The old agreement, which ran six years, expired Nov. 30, 2009. It
covers about 2,000 active members, plus retirees.
Bargaining on a three-year agreement began in October. Union leaders
said TriMet’s initial employer proposal was so bad, they mailed
it out to all Local 757 members at TriMet.
Since then, TriMet has made some concessions, but is still proposing:
• that employees hired after April 1, 2012 receive a 401(k)

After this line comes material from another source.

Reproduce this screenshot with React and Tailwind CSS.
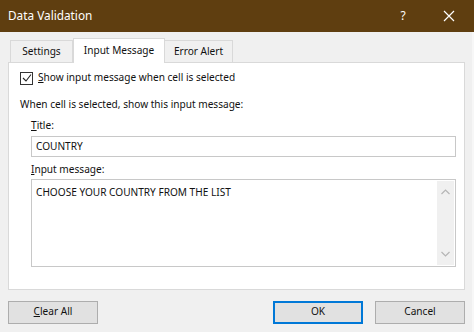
import React from "react";

const font = { fontFamily: '"Noto Sans", "Open Sans", sans-serif' };

const App = () => {
  return (
    <div
      className="w-[474px] h-[332px] bg-[#f0f0f0] flex flex-col text-[10.1px] text-[#111] overflow-hidden"
      style={font}
    >
      {/* title bar */}
      <div className="h-[32px] bg-[#5f3e10] flex items-center text-white shrink-0">
        <div className="pl-[8px] text-[11.8px] flex-1">Data Validation</div>
        <div className="w-[30px] text-center text-[12px] mr-[16px]">?</div>
        <div className="w-[30px] flex justify-center mr-[10px]">
          <svg width="12" height="12" viewBox="0 0 12 12">
            <path d="M1 1 L11 11 M11 1 L1 11" stroke="white" strokeWidth="1.2" />
          </svg>
        </div>
      </div>

      <div className="flex-1 flex flex-col pl-[8px] pr-[7px] pt-[6px] border-r-[2px] border-[#f7f7f7]">
        {/* tabs */}
        <div className="flex items-end h-[24px] pl-[2px]">
          <div className="h-[22px] w-[63px] flex items-center justify-center bg-[#f0f0f0] border border-b-0 border-[#d9d9d9]">
            Settings
          </div>
          <div className="h-[25px] w-[92px] flex items-center justify-center bg-white border border-b-0 border-[#d9d9d9] -mb-px relative z-10">
            Input Message
          </div>
          <div className="h-[22px] w-[68px] flex items-center justify-center bg-[#f0f0f0] border border-b-0 border-l-0 border-[#d9d9d9]">
            Error Alert
          </div>
        </div>

        {/* panel */}
        <div className="h-[228px] bg-white border border-[#d9d9d9] flex flex-col pl-[11px] pr-[9px]">
          <div className="flex items-center mt-[7px] h-[16px]">
            <div className="w-[13px] h-[13px] border border-[#333] flex items-center justify-center">
              <svg width="10" height="10" viewBox="0 0 10 10">
                <path d="M1 5 L4 8 L9 1.5" stroke="#222" strokeWidth="1.1" fill="none" />
              </svg>
            </div>
            <span className="ml-[5px]">
              <span className="underline">S</span>how input message when cell is selected
            </span>
          </div>

          <div className="mt-[11px] h-[16px] flex items-center">
            When cell is selected, show this input message:
          </div>

          <div className="ml-[11px] flex flex-col">
            <div className="mt-[5px] h-[16px] flex items-center">
              <span className="underline">T</span>itle:
            </div>
            <div className="mt-[2px] h-[21px] border border-[#c8c8c8] flex items-center px-[4px] w-[425px]">
              COUNTRY
            </div>
            <div className="mt-[4px] h-[17px] flex items-center">
              <span className="underline">I</span>nput message:
            </div>
            <div className="mt-[1px] h-[88px] w-[425px] border border-[#c8c8c8] flex">
              <div className="flex-1 px-[4px] pt-[5px]">CHOOSE YOUR COUNTRY FROM THE LIST</div>
              <div className="w-[17px] bg-[#f0f0f0] flex flex-col items-center justify-between py-[8px] my-[1px] mr-[1px]">
                <svg width="9" height="6" viewBox="0 0 9 6">
                  <path d="M0.5 5 L4.5 1 L8.5 5" stroke="#b5b5b5" strokeWidth="1.2" fill="none" />
                </svg>
                <svg width="9" height="6" viewBox="0 0 9 6">
                  <path d="M0.5 1 L4.5 5 L8.5 1" stroke="#b5b5b5" strokeWidth="1.2" fill="none" />
                </svg>
              </div>
            </div>
          </div>
        </div>

        {/* buttons */}
        <div className="flex items-center mt-[10px] h-[24px]">
          <button className="w-[90px] h-[23px] bg-[#e1e1e1] border border-[#adadad]">
            <span className="underline">C</span>lear All
          </button>
          <div className="flex-1" />
          <button className="w-[90px] h-[23px] bg-[#e1e1e1] border-2 border-[#0078d7]">
            OK
          </button>
          <button className="w-[90px] h-[23px] bg-[#e1e1e1] border border-[#adadad] ml-[12px]">
            Cancel
          </button>
        </div>
      </div>
    </div>
  );
};

export default App;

style “defined contribution” retirement plan;
• that retirees be at least age 55 to collect retirement benefits
(the current contract specifies benefits after 30 years of service
regardless of age);
• that retiree health insurance contributions be capped for
union members retiring after April 2012.
“They want to take these retirees when they’re most
vulnerable and throw them under the bus,” said Local 757 President
Jon Hunt. “We don’t think that’s right.”
The two sides entered mediation June 7, and declared impasse July
13, presenting final offers July 20. They will next choose an arbitrator
from a list supplied by the state Employment Relations Board, and
then will have a chance to make a deal before presenting their very
final offers to an arbitrator, who will pick one of the two proposals
in its entirety.
Local 757 will hold membership meetings to discuss its final proposal.
Hunt said it could be 2011 before the process is concluded.